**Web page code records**
--------------------
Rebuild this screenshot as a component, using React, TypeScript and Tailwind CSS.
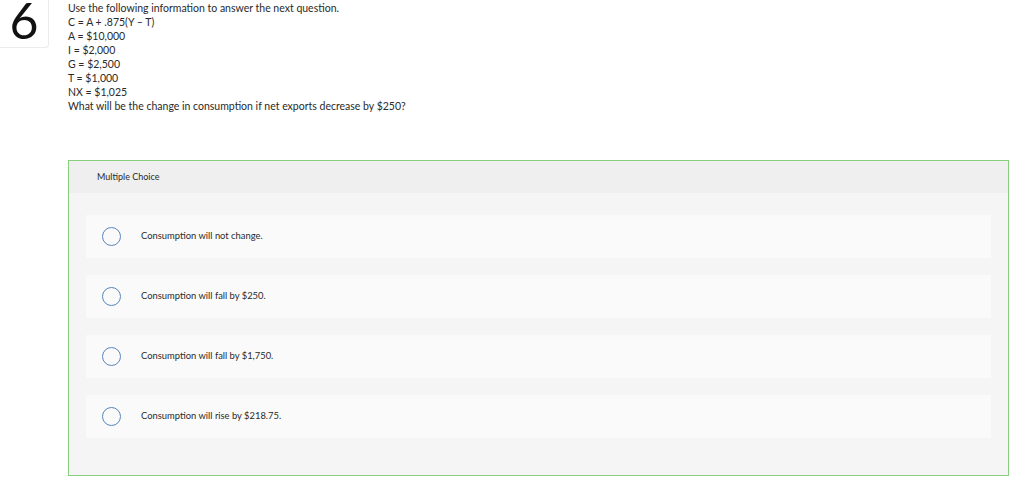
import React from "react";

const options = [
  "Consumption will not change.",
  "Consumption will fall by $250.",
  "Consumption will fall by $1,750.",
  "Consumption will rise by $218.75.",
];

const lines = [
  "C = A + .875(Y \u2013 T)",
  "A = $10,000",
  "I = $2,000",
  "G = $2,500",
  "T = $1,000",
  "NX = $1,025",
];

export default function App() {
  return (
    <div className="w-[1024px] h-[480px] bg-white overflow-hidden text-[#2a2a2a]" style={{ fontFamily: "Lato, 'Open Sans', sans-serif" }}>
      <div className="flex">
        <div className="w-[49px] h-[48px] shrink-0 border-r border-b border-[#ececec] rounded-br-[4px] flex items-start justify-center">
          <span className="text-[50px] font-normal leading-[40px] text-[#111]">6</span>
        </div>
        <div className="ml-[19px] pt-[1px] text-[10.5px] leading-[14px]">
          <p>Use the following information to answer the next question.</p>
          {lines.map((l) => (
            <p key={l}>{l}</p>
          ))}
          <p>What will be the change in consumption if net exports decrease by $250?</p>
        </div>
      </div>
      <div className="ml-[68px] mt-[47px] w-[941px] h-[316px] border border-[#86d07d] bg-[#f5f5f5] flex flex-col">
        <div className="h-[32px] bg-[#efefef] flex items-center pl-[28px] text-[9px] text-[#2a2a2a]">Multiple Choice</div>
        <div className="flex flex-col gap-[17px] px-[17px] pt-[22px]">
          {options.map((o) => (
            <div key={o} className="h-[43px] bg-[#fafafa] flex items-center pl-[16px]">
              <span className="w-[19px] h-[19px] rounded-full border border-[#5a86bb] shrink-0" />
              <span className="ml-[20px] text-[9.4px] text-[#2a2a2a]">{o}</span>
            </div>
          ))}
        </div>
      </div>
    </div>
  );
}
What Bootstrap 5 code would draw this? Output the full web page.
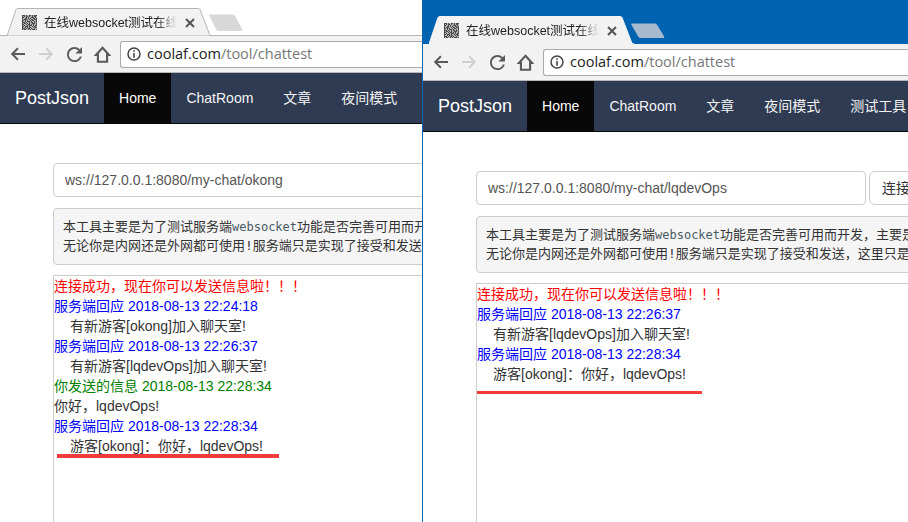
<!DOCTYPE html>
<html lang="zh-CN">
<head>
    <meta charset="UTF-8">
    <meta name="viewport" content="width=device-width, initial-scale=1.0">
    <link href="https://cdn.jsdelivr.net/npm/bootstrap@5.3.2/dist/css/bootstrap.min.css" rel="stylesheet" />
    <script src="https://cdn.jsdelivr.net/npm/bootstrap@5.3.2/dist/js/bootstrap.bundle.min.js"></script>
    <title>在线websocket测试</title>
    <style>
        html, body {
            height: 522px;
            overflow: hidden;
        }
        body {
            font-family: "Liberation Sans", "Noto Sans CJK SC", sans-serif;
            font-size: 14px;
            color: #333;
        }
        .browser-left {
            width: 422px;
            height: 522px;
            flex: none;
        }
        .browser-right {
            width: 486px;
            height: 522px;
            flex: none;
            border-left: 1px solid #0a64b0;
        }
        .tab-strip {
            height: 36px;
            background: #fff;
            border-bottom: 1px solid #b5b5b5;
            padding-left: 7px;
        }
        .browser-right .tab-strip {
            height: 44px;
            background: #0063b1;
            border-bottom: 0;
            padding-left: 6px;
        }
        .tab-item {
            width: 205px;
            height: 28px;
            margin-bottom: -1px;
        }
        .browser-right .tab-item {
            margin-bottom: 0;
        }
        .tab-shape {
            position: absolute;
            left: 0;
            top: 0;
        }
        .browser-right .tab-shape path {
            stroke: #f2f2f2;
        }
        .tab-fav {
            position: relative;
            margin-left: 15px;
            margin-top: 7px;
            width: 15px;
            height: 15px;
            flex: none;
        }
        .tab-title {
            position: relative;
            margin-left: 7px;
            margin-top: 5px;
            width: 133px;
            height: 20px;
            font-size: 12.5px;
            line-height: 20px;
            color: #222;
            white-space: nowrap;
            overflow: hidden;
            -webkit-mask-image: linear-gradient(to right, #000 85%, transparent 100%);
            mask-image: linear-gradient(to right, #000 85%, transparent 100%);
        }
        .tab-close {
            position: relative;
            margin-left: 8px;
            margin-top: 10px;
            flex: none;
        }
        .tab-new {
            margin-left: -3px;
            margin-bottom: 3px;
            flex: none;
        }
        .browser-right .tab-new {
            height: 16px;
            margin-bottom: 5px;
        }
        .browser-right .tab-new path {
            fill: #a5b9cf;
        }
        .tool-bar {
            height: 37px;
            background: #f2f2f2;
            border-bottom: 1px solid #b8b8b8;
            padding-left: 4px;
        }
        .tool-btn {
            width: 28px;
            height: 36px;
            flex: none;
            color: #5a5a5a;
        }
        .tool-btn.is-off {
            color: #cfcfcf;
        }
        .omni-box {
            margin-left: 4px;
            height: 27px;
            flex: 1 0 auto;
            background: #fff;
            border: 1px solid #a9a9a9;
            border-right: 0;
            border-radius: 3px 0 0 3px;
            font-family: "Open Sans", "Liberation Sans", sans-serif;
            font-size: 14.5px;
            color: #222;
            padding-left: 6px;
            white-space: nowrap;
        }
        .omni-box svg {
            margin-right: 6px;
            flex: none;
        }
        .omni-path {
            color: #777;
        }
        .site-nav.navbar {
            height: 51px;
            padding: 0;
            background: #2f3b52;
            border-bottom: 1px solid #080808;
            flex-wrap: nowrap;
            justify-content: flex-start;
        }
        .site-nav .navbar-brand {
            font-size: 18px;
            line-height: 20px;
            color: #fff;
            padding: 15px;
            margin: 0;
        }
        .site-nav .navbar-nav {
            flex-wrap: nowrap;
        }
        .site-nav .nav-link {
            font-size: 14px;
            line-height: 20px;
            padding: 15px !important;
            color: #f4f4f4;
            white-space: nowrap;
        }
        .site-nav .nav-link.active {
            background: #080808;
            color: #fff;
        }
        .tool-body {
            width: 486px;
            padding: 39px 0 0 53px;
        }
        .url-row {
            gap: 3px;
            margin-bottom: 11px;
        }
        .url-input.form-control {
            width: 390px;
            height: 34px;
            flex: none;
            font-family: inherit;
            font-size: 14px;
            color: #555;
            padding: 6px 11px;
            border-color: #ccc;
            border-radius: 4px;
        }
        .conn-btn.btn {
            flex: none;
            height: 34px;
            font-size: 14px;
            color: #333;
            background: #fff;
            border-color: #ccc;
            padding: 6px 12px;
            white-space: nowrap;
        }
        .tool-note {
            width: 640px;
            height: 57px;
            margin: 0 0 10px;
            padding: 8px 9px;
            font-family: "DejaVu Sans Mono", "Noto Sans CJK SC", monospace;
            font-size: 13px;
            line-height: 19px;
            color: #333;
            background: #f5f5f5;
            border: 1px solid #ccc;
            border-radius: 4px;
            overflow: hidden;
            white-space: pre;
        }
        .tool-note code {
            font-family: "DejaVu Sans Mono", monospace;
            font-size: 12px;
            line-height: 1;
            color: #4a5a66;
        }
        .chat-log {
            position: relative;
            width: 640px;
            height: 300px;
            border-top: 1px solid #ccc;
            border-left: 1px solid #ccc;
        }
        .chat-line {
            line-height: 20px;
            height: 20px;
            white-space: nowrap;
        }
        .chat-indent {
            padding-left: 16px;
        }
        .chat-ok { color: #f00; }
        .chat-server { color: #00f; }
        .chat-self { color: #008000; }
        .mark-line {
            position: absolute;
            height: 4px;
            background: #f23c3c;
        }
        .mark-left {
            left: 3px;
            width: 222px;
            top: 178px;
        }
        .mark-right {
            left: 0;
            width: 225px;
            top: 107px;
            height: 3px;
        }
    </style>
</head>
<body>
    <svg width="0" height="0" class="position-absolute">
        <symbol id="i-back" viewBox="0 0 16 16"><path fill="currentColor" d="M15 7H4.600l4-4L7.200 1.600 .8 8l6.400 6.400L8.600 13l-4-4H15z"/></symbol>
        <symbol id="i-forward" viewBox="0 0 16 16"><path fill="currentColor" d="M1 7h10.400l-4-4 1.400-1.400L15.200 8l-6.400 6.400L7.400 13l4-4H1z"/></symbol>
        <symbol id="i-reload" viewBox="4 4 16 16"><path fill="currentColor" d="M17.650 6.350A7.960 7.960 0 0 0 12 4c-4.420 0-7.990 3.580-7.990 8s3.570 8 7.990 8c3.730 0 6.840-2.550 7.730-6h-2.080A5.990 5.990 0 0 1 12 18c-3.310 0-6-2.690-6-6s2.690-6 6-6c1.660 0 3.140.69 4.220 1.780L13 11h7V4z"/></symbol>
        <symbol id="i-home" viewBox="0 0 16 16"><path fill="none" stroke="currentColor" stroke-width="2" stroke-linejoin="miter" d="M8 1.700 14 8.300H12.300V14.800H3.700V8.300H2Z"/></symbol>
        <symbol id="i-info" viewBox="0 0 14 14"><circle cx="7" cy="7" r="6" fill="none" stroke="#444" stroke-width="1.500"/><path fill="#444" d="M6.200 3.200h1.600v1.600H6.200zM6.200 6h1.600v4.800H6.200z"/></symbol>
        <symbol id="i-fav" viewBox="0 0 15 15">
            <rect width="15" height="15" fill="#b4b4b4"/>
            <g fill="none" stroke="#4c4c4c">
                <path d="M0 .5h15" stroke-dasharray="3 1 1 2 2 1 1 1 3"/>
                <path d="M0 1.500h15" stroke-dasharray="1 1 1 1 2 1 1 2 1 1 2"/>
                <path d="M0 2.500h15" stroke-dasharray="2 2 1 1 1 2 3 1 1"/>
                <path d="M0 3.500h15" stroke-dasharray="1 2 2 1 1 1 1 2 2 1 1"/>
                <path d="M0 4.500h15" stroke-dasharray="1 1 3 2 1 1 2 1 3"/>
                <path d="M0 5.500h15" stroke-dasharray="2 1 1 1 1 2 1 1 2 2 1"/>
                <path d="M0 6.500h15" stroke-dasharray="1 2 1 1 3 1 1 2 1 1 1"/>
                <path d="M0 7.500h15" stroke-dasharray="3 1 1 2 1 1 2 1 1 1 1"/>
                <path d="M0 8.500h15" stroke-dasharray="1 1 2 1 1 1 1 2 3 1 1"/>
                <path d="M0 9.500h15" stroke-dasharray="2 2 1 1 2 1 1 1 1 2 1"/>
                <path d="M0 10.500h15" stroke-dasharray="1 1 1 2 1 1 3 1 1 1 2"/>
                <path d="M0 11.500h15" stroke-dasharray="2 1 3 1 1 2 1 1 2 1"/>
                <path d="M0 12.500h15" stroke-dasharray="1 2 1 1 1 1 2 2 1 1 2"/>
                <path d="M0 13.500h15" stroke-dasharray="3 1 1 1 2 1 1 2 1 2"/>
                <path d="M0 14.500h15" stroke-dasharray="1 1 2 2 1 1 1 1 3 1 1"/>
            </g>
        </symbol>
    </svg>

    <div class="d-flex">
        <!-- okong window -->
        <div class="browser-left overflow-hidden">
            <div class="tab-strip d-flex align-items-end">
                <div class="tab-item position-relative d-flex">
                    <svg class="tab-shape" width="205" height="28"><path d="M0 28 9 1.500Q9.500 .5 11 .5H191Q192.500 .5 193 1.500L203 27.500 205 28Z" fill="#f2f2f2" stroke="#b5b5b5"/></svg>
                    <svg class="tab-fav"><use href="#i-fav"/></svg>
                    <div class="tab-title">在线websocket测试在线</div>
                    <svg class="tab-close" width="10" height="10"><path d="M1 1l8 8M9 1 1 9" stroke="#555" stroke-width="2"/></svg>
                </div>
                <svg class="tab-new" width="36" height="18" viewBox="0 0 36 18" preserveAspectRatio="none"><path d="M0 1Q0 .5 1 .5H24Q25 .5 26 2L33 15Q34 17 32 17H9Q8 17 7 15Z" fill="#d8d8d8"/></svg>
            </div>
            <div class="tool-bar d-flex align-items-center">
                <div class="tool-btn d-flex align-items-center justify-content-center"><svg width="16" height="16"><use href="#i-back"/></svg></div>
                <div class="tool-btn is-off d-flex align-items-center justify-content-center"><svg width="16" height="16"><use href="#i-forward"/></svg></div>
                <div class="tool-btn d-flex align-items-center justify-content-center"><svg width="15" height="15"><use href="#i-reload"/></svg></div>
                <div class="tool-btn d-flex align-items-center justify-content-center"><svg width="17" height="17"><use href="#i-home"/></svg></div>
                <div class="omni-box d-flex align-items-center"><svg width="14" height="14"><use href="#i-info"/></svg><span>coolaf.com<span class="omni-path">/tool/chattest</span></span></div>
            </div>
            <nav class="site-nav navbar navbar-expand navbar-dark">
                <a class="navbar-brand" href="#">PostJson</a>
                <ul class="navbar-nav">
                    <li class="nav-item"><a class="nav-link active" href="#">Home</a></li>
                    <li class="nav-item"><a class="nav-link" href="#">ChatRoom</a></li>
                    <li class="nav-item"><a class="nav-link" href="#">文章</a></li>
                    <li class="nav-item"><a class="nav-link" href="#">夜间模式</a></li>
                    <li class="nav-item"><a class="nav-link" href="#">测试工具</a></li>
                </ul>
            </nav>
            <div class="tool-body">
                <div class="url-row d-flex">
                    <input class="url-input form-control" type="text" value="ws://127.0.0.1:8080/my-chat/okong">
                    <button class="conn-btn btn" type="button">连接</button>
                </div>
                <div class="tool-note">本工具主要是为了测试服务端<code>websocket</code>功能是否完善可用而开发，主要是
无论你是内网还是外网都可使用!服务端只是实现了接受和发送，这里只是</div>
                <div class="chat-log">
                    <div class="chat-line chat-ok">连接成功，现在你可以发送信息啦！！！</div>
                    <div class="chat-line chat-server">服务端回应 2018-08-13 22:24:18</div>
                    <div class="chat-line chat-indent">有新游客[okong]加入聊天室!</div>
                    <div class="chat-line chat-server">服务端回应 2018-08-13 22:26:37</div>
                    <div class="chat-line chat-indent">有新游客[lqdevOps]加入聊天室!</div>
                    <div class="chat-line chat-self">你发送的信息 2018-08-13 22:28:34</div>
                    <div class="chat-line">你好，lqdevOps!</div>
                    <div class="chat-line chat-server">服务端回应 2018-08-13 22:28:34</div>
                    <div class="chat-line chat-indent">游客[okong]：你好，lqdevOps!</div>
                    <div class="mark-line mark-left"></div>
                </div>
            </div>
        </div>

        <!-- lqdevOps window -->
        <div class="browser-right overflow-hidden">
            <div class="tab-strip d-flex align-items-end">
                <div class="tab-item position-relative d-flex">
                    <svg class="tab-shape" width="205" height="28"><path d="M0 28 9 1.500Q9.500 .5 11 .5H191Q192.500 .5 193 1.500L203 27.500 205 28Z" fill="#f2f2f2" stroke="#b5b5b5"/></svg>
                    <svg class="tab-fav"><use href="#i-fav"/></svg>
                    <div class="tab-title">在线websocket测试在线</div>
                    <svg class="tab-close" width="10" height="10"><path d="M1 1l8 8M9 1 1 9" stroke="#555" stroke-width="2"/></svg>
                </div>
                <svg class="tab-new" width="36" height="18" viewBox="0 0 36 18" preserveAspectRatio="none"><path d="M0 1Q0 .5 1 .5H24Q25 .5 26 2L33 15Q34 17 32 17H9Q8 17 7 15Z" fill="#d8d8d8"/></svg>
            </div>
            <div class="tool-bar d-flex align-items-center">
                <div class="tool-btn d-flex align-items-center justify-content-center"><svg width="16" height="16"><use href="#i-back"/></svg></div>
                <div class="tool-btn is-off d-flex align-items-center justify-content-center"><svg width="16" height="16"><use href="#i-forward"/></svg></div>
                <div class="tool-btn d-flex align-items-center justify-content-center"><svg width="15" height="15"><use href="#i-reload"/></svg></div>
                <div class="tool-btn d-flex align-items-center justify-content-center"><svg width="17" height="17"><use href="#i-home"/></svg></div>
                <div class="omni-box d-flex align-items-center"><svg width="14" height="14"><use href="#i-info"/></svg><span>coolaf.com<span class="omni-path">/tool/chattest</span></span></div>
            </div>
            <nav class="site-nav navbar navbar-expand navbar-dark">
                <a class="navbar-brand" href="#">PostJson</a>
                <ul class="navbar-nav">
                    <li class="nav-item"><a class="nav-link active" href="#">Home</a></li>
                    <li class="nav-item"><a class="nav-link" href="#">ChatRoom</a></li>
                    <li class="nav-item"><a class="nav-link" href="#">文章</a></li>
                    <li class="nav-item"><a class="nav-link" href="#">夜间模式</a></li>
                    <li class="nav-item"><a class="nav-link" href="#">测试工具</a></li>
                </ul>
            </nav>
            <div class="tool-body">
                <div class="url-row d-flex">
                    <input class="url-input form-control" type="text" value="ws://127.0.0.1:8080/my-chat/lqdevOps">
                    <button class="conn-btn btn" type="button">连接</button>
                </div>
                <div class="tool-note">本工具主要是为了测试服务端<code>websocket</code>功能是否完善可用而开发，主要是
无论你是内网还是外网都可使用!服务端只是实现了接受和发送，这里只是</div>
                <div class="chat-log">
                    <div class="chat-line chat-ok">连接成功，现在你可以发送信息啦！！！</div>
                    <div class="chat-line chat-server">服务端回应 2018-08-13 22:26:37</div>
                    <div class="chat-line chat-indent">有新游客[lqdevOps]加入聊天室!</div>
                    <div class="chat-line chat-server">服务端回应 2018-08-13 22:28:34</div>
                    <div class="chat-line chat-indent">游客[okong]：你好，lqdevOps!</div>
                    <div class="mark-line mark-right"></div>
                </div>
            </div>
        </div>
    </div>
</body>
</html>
--------------------
**Problem requirements**
Copy exactly the lines from the first line of the records above through the line with "import React from", both included, and nothing else. Pictures stay out.

**Solution for this task**
Rebuild this screenshot as a component, using React, TypeScript and Tailwind CSS.
import React from "react";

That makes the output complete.